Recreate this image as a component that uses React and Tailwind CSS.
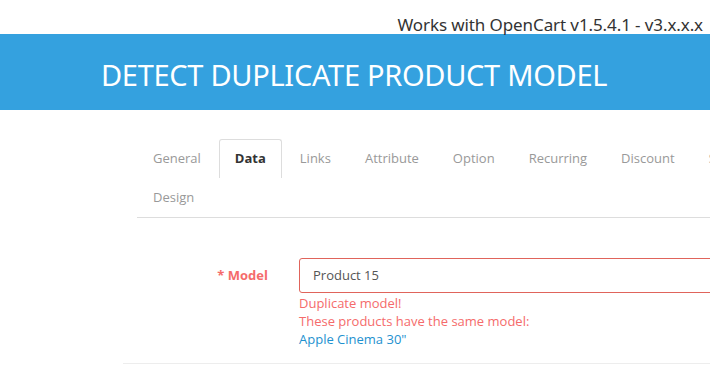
import React from 'react'

const ROW1 = ['General', 'Data', 'Links', 'Attribute', 'Option', 'Recurring', 'Discount', 'Special', 'Image', 'Reward points', 'SEO']

function Tab({ label, active }) {
  if (active) {
    return (
      <div className="h-[39px] px-[15px] mr-0.5 shrink-0 flex items-center border border-b-0 border-[#dddddd] rounded-t-[3px] font-bold text-[#333] bg-white">
        {label}
      </div>
    )
  }
  return (
    <div className="h-[39px] px-[15px] mr-0.5 shrink-0 flex items-center text-[#999] border border-transparent">
      {label}
    </div>
  )
}

export default function App() {
  return (
    <div className="w-[710px] h-[380px] overflow-hidden bg-white">
      {/* compat line */}
      <div className="h-[34px] flex items-end justify-end pr-[7px] pb-[1px]">
        <span className="text-[17px] leading-none text-[#333] font-['Noto_Sans',sans-serif] tracking-[-0.1px] whitespace-nowrap">
          Works with OpenCart v1.5.4.1 - v3.x.x.x
        </span>
      </div>

      {/* banner */}
      <div className="h-[76px] bg-[#34a1df] flex items-center pl-[101px] pt-[4px]">
        <h1 className="text-[29px] leading-none text-white font-['Noto_Sans',sans-serif] tracking-[-0.3px] whitespace-nowrap">
          DETECT DUPLICATE PRODUCT MODEL
        </h1>
      </div>

      <div className="font-['Open_Sans',sans-serif] text-[13px]">
        {/* tabs */}
        <div className="mt-[29px] ml-[137px] w-[573px] overflow-hidden border-b border-[#dddddd]">
          <div className="flex">
            {ROW1.map((t) => <Tab key={t} label={t} active={t === 'Data'} />)}
          </div>
          <div className="flex">
            <Tab label="Design" />
          </div>
        </div>

        {/* form row */}
        <div className="ml-[123px] border-b border-[#ededed] pt-[40px] pb-[15px] flex">
          <label className="w-[176px] shrink-0 pr-[31px] font-bold text-[#f56b6b] h-[35px] flex items-center justify-end">
            * Model
          </label>
          <div className="flex-1">
            <div className="h-[35px] w-[420px] border border-[#e0645b] rounded-[3px] flex items-center px-[13px] text-[#555]">
              Product 15
            </div>
            <div className="leading-[18px] mt-[1px] text-[#f56b6b]">
              <div>Duplicate model!</div>
              <div>These products have the same model:</div>
              <div className="text-[#1e91cf]">Apple Cinema 30"</div>
            </div>
          </div>
        </div>
      </div>
    </div>
  )
}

[GIVEN INSTRUCTION] Go through the listing above and return every line where the word "React" occurs.

[CORRECT OUTPUT]
Recreate this image as a component that uses React and Tailwind CSS.
import React from 'react'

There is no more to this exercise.